Friday, February 17, 2006

New Office UI: better for some users, but not me

Jensen Harris has an interesting post defending the size of the ribbons in the Office 2007 UI. He makes some interesting points but his comparison is with the default Office 2003 toolbars, but the majority of users don't use those settings. They are probably sitting on Office 2000 which has a much smaller area devoted to toolbars.

On a related subject, at first I was very bullish on the new UI and although I still applaud the Office team for "swinging for the fences" and appreciate a lot of the improvements to things like tables, I'm coming to the conclusion that the new UI is less efficient for me and I'm going to have to change the way I work to accommodate it.

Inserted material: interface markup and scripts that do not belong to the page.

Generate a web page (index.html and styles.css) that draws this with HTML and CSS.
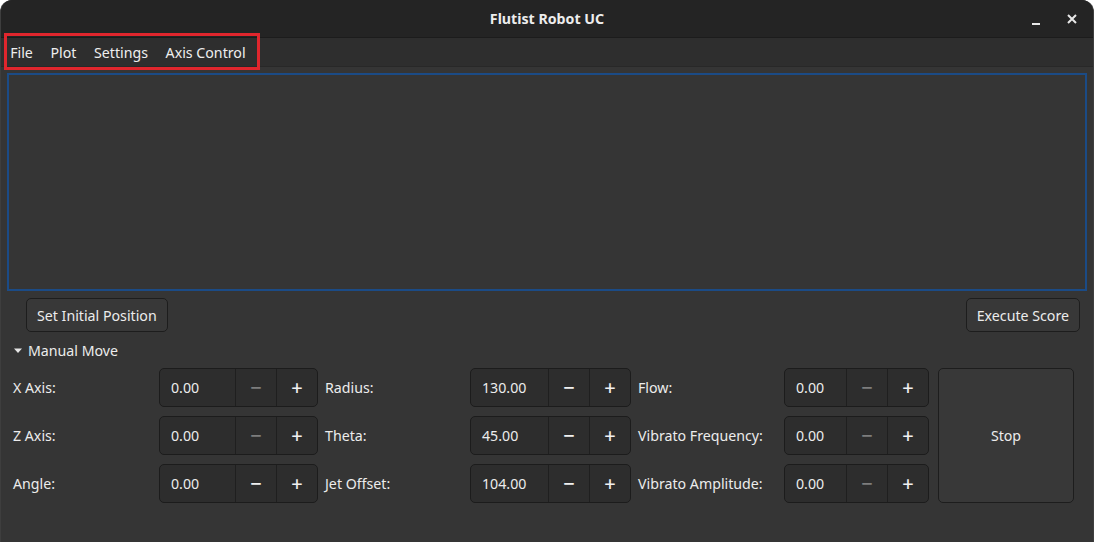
FILE: index.html
```html
<!DOCTYPE html>
<html>
<head>
<meta charset="utf-8">
<title>Flutist Robot UC</title>
<link rel="stylesheet" href="styles.css">
</head>
<body>
<div class="window">
  <header class="titlebar">
    <div class="title">Flutist Robot UC</div>
    <div class="wm-buttons">
      <button class="wm-btn" aria-label="Minimize">
        <svg width="16" height="16" viewBox="0 0 16 16"><rect x="4" y="12" width="8" height="2" fill="#e8e8e8"/></svg>
      </button>
      <button class="wm-btn" aria-label="Close">
        <svg width="16" height="16" viewBox="0 0 16 16"><path d="M4 4 L12 12 M12 4 L4 12" stroke="#e8e8e8" stroke-width="2"/></svg>
      </button>
    </div>
  </header>
  <nav class="menubar">
    <span class="menu-item">File</span>
    <span class="menu-item">Plot</span>
    <span class="menu-item">Settings</span>
    <span class="menu-item">Axis Control</span>
    <div class="highlight"></div>
  </nav>
  <main class="content">
    <div class="plot-frame"></div>
    <div class="action-row">
      <button class="btn">Set Initial Position</button>
      <button class="btn">Execute Score</button>
    </div>
    <div class="expander">
      <svg class="arrow" width="10" height="10" viewBox="0 0 10 10"><path d="M1 2.5 L9 2.5 L5 7 Z" fill="#e6e6e6"/></svg>
      <span>Manual Move</span>
    </div>
    <div class="manual">
      <div class="grid">
        <label class="lbl">X Axis:</label>
        <div class="spin"><span class="val">0.00</span><span class="sb dis">&minus;</span><span class="sb">+</span></div>
        <label class="lbl pad">Radius:</label>
        <div class="spin"><span class="val">130.00</span><span class="sb">&minus;</span><span class="sb">+</span></div>
        <label class="lbl pad">Flow:</label>
        <div class="spin"><span class="val">0.00</span><span class="sb dis">&minus;</span><span class="sb">+</span></div>

        <label class="lbl">Z Axis:</label>
        <div class="spin"><span class="val">0.00</span><span class="sb dis">&minus;</span><span class="sb">+</span></div>
        <label class="lbl pad">Theta:</label>
        <div class="spin"><span class="val">45.00</span><span class="sb">&minus;</span><span class="sb">+</span></div>
        <label class="lbl pad">Vibrato Frequency:</label>
        <div class="spin"><span class="val">0.00</span><span class="sb dis">&minus;</span><span class="sb">+</span></div>

        <label class="lbl">Angle:</label>
        <div class="spin"><span class="val">0.00</span><span class="sb">&minus;</span><span class="sb">+</span></div>
        <label class="lbl pad">Jet Offset:</label>
        <div class="spin"><span class="val">104.00</span><span class="sb">&minus;</span><span class="sb">+</span></div>
        <label class="lbl pad">Vibrato Amplitude:</label>
        <div class="spin"><span class="val">0.00</span><span class="sb dis">&minus;</span><span class="sb">+</span></div>
      </div>
      <button class="btn stop">Stop</button>
    </div>
  </main>
</div>
</body>
</html>
```
FILE: styles.css
```css
* { box-sizing: border-box; }
html, body {
  margin: 0;
  padding: 0;
  background: #ffffff;
}
body {
  font-family: "Noto Sans", "Open Sans", sans-serif;
  font-size: 14.2px;
  color: #ececec;
}
.window {
  width: 1094px;
  height: 542px;
  background: #353535;
  border-radius: 12px 12px 0 0;
  overflow: hidden;
  display: flex;
  flex-direction: column;
  border-right: 1px solid #3e3e3e;
  border-left: 1px solid #3e3e3e;
}
.titlebar {
  height: 38px;
  background: #242424;
  border-bottom: 1px solid #1c1c1c;
  position: relative;
  display: flex;
  align-items: center;
  justify-content: center;
  flex: none;
}
.title {
  font-weight: 700;
  font-size: 14.2px;
  color: #ededed;
}
.wm-buttons {
  position: absolute;
  right: 5px;
  top: 3px;
  display: flex;
  gap: 4px;
}
.wm-btn {
  width: 32px;
  height: 32px;
  border: 0;
  background: transparent;
  padding: 0;
  display: flex;
  align-items: center;
  justify-content: center;
}
.menubar {
  height: 29px;
  background: #2e2e2e;
  border-bottom: 1px solid #282828;
  display: flex;
  align-items: center;
  padding-left: 1px;
  position: relative;
  flex: none;
}
.menu-item {
  padding: 0 8.8px;
  font-size: 14.2px;
  color: #eeeeee;
}
.menu-item:first-of-type { padding-left: 8.2px; }
.highlight {
  position: absolute;
  left: 3px;
  top: -5px;
  width: 256px;
  height: 37px;
  border: 3px solid #e0262d;
  pointer-events: none;
}
.content {
  flex: 1;
  display: flex;
  flex-direction: column;
  padding: 6px 6px 0 6px;
}
.plot-frame {
  height: 218px;
  border: 2px solid #1b4b86;
  flex: none;
}
.action-row {
  display: flex;
  justify-content: space-between;
  margin-top: 7px;
  padding: 0 7px 0 19px;
}
.btn {
  font-family: inherit;
  font-size: 14.2px;
  color: #ececec;
  background: #383838;
  border: 1px solid #1d1d1d;
  border-radius: 5px;
  height: 34px;
  padding: 0 10px;
}
.expander {
  display: flex;
  align-items: center;
  gap: 5px;
  margin-top: 8px;
  padding-left: 6px;
  height: 20px;
  font-size: 14.2px;
}
.arrow { margin-top: 1px; }
.manual {
  display: flex;
  margin-top: 8px;
  padding-left: 6px;
  gap: 9px;
}
.grid {
  display: grid;
  grid-template-columns: 146px 159px 152px 161px 153px 145px;
  grid-auto-rows: 39px;
  row-gap: 9px;
}
.lbl {
  display: flex;
  align-items: center;
  font-size: 14.2px;
}
.lbl.pad { padding-left: 7px; }
.spin {
  display: flex;
  background: #2d2d2d;
  border: 1px solid #1c1c1c;
  border-radius: 5px;
  overflow: hidden;
}
.val {
  flex: 1;
  display: flex;
  align-items: center;
  padding-left: 11px;
  font-size: 14.2px;
}
.sb {
  width: 41px;
  flex: none;
  display: flex;
  align-items: center;
  justify-content: center;
  border-left: 1px solid #1f1f1f;
  font-size: 20px;
  font-weight: 500;
  color: #f0f0f0;
}
.sb.dis { color: #7d7d7d; }
.stop {
  width: 136px;
  height: 135px;
  background: #383838;
}
```
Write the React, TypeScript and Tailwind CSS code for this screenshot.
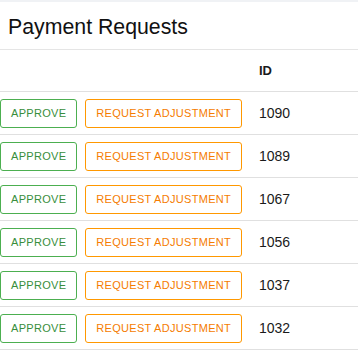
import React from "react";

const ids = [1090, 1089, 1067, 1056, 1037, 1032];

export default function App() {
  return (
    <div className="w-[358px] h-[354px] bg-white overflow-hidden" style={{ fontFamily: '"Liberation Sans", Arial, sans-serif' }}>
      <div className="h-[2px] bg-[#f0f2f5]" />
      <div className="h-[48px] flex items-center pl-[8px] pt-[4px] text-[21.3px] text-[#111] border-b border-[#e5e5e5]">
        Payment Requests
      </div>
      <div className="flex h-[42px] items-center border-b border-[#e0e0e0]">
        <div className="w-[259px]" />
        <div className="text-[13px] font-bold text-[#1a1a1a] pt-[1px]">ID</div>
      </div>
      {ids.map((id) => (
        <div key={id} className="flex h-[43px] items-center border-b border-[#e0e0e0]">
          <div className="w-[259px] flex items-center gap-[8px]">
            <button className="h-[29px] px-[10px] rounded-[3px] border border-[#4caf50] text-[#388e3c] text-[11px] tracking-[0.3px] leading-none uppercase">
              Approve
            </button>
            <button className="h-[29px] px-[10px] rounded-[3px] border border-[#ff9800] text-[#f57c00] text-[11px] tracking-[0.3px] leading-none uppercase">
              Request Adjustment
            </button>
          </div>
          <div className="text-[14px] text-[#1a1a1a]">{id}</div>
        </div>
      ))}
    </div>
  );
}
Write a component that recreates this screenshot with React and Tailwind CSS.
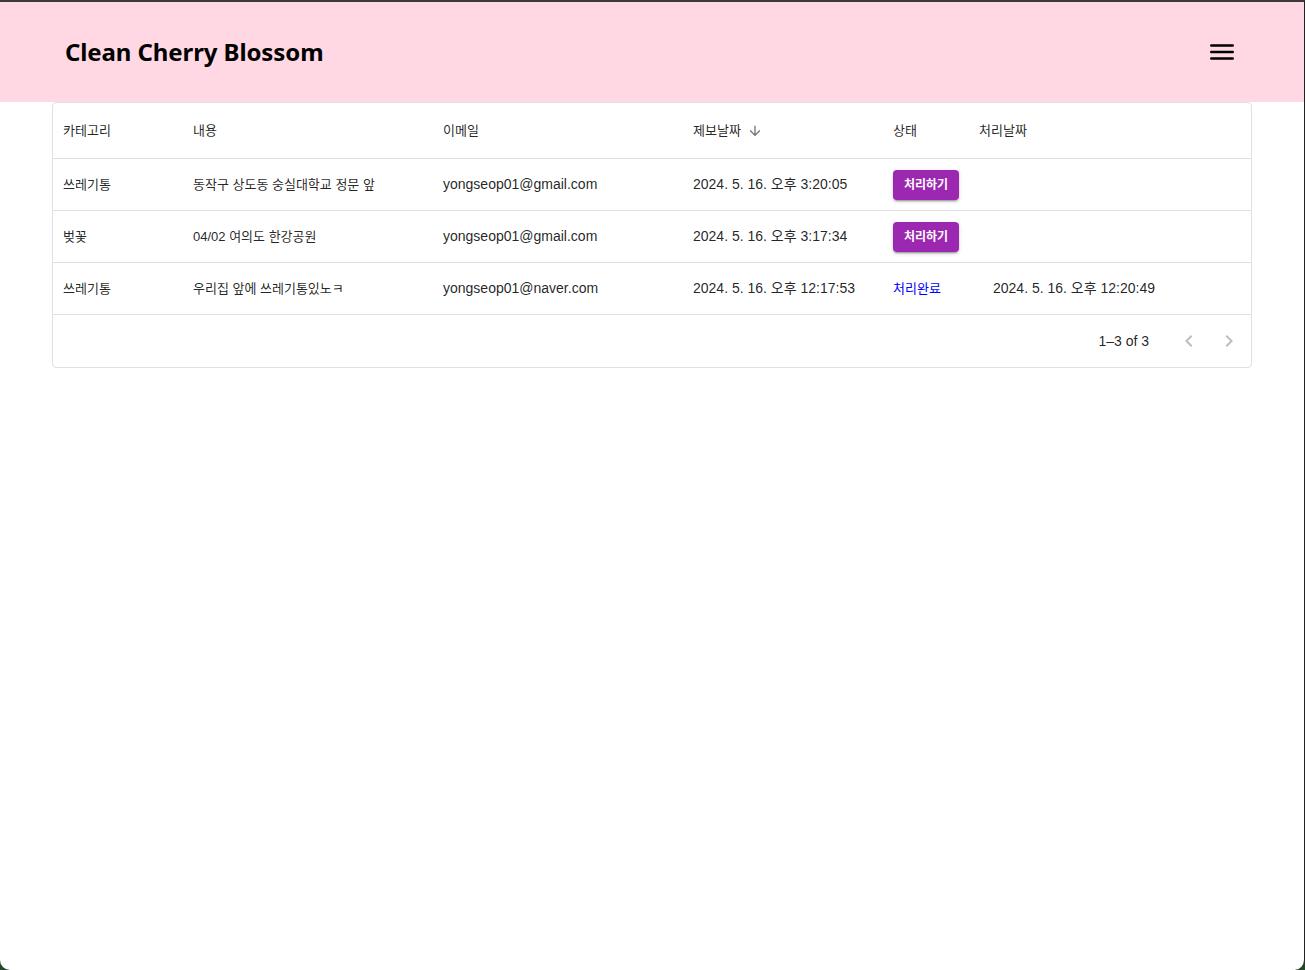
import React from "react"

const font = { fontFamily: '"Liberation Sans", "Noto Sans CJK KR", sans-serif' }

const rows = [
    { category: "쓰레기통", content: "동작구 상도동 숭실대학교 정문 앞", email: "yongseop01@gmail.com", reported: "2024. 5. 16. 오후 3:20:05", done: false, processed: "" },
    { category: "벚꽃", content: "04/02 여의도 한강공원", email: "yongseop01@gmail.com", reported: "2024. 5. 16. 오후 3:17:34", done: false, processed: "" },
    { category: "쓰레기통", content: "우리집 앞에 쓰레기통있노ㅋ", email: "yongseop01@naver.com", reported: "2024. 5. 16. 오후 12:17:53", done: true, processed: "2024. 5. 16. 오후 12:20:49" },
]

const Chevron = ({ dir }) => (
    <svg width="24" height="24" viewBox="0 0 24 24" className="text-[#bdbdbd]">
        {dir === "left" ? (
            <path d="M15.41 7.41 14 6l-6 6 6 6 1.41-1.41L10.83 12z" fill="currentColor" />
        ) : (
            <path d="M10 6 8.59 7.41 13.17 12l-4.58 4.59L10 18l6-6z" fill="currentColor" />
        )}
    </svg>
)

export default function App() {
    return (
        <div className="h-[970px] w-[1305px] bg-[#1f4a2a]">
            <div className="h-full w-full overflow-hidden rounded-b-[10px] border-t-2 border-r border-t-[#3a3a3a] border-r-[#222] bg-white" style={font}>
                {/* Header */}
                <header className="flex h-[100px] items-center justify-between bg-[#ffd8e4] pl-[65px] pr-[70px]">
                    <h1 className="text-[24px] font-bold tracking-[-0.1px] text-black" style={{ fontFamily: '"Noto Sans", sans-serif' }}>
                        Clean Cherry Blossom
                    </h1>
                    <svg width="24" height="18" viewBox="0 0 24 18">
                        <g stroke="#000" strokeWidth="2.6" strokeLinecap="round">
                            <line x1="1.3" y1="2.5" x2="22.7" y2="2.5" />
                            <line x1="1.3" y1="9" x2="22.7" y2="9" />
                            <line x1="1.3" y1="15.5" x2="22.7" y2="15.5" />
                        </g>
                    </svg>
                </header>

                {/* Table */}
                <div className="mx-[52px] rounded border border-[#e0e0e0] text-[14px] text-[rgba(0,0,0,0.87)]">
                    <div className="flex h-[56px] items-center border-b border-[#e0e0e0] text-[13px]">
                        <div className="w-[130px] px-[10px]">카테고리</div>
                        <div className="w-[250px] px-[10px]">내용</div>
                        <div className="w-[250px] px-[10px]">이메일</div>
                        <div className="flex w-[200px] items-center gap-[6px] px-[10px]">
                            제보날짜
                            <svg width="16" height="16" viewBox="0 0 24 24">
                                <path d="m20 12-1.41-1.41L13 16.17V4h-2v12.17l-5.58-5.59L4 12l8 8z" fill="#757575" />
                            </svg>
                        </div>
                        <div className="w-[86px] px-[10px]">상태</div>
                        <div className="flex-1 px-[10px]">처리날짜</div>
                    </div>
                    {rows.map((r, i) => (
                        <div key={i} className="flex h-[52px] items-center border-b border-[#e0e0e0]">
                            <div className="w-[130px] px-[10px] text-[13px]">{r.category}</div>
                            <div className="w-[250px] px-[10px] text-[13px]">{r.content}</div>
                            <div className="w-[250px] px-[10px]">{r.email}</div>
                            <div className="w-[200px] px-[10px]">{r.reported}</div>
                            <div className="w-[100px] px-[10px]">
                                {r.done ? (
                                    <span className="text-[13px] text-[#0000ff]">처리완료</span>
                                ) : (
                                    <button className="h-[30px] rounded bg-[#9c27b0] px-[11px] text-[12px] font-bold text-white shadow-[0_3px_1px_-2px_rgba(0,0,0,0.2),0_2px_2px_0_rgba(0,0,0,0.14),0_1px_5px_0_rgba(0,0,0,0.12)]">
                                        처리하기
                                    </button>
                                )}
                            </div>
                            <div className="flex-1 px-[10px]">{r.processed}</div>
                        </div>
                    ))}
                    <div className="flex h-[52px] items-center justify-end pr-[10px]">
                        <span className="mr-[28px] text-[14px]">1–3 of 3</span>
                        <div className="flex gap-[16px]">
                            <Chevron dir="left" />
                            <Chevron dir="right" />
                        </div>
                    </div>
                </div>
            </div>
        </div>
    )
}
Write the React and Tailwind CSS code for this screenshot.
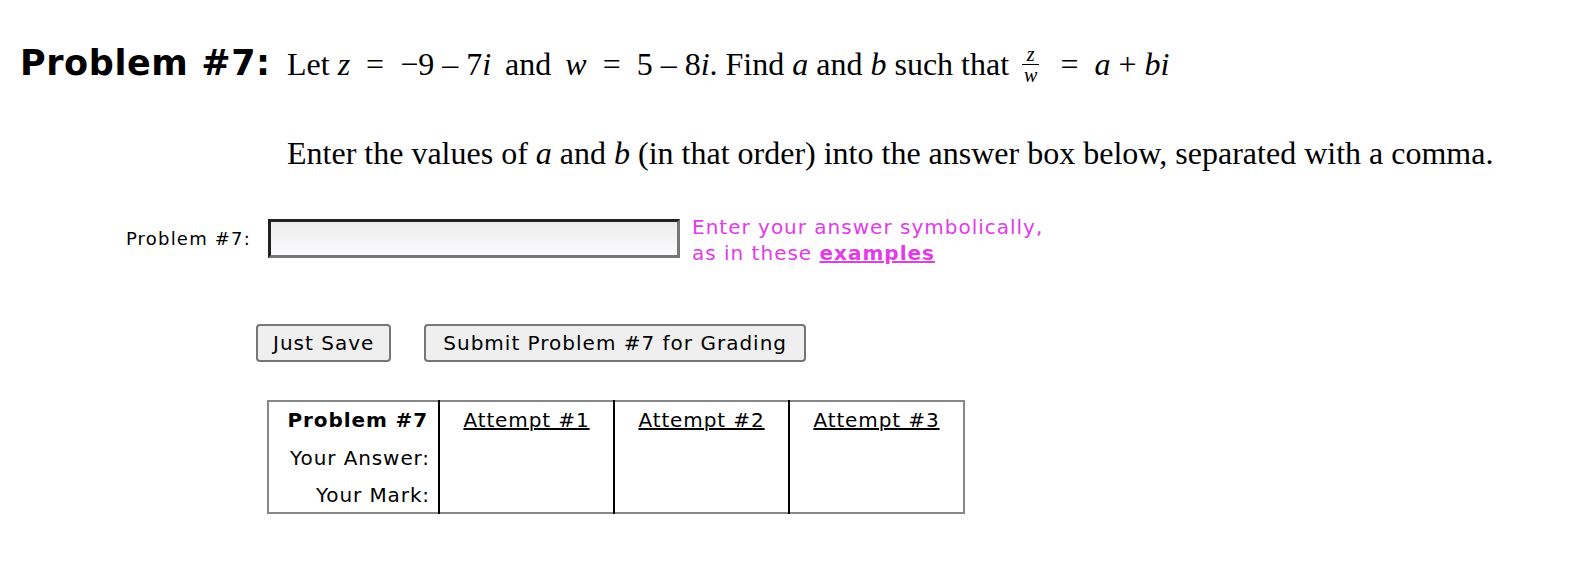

The biggest problem centers around the inability to combine elements of separate ribbons in to my own personal ribbon. At Directions on Microsoft, we do most of our work in outline view, from preparing a "scope" (which defines the scope of a report) through to writing the text, and on through the editorial review process. But in the new UI, outlining tasks are one ribbon, writing tasks are on another, and reviewing tasks are on a third. During a typical writing or editing session, I need to move between these areas many times and the new UI adds a significant number of clicks. So we, as an organization, either need to alter the way we work or take a significant productivity hit in order to upgrade.

I suspect there will be quite a few users who have developed their own particular combination of tasks and who will find they now have to switch between ribbons.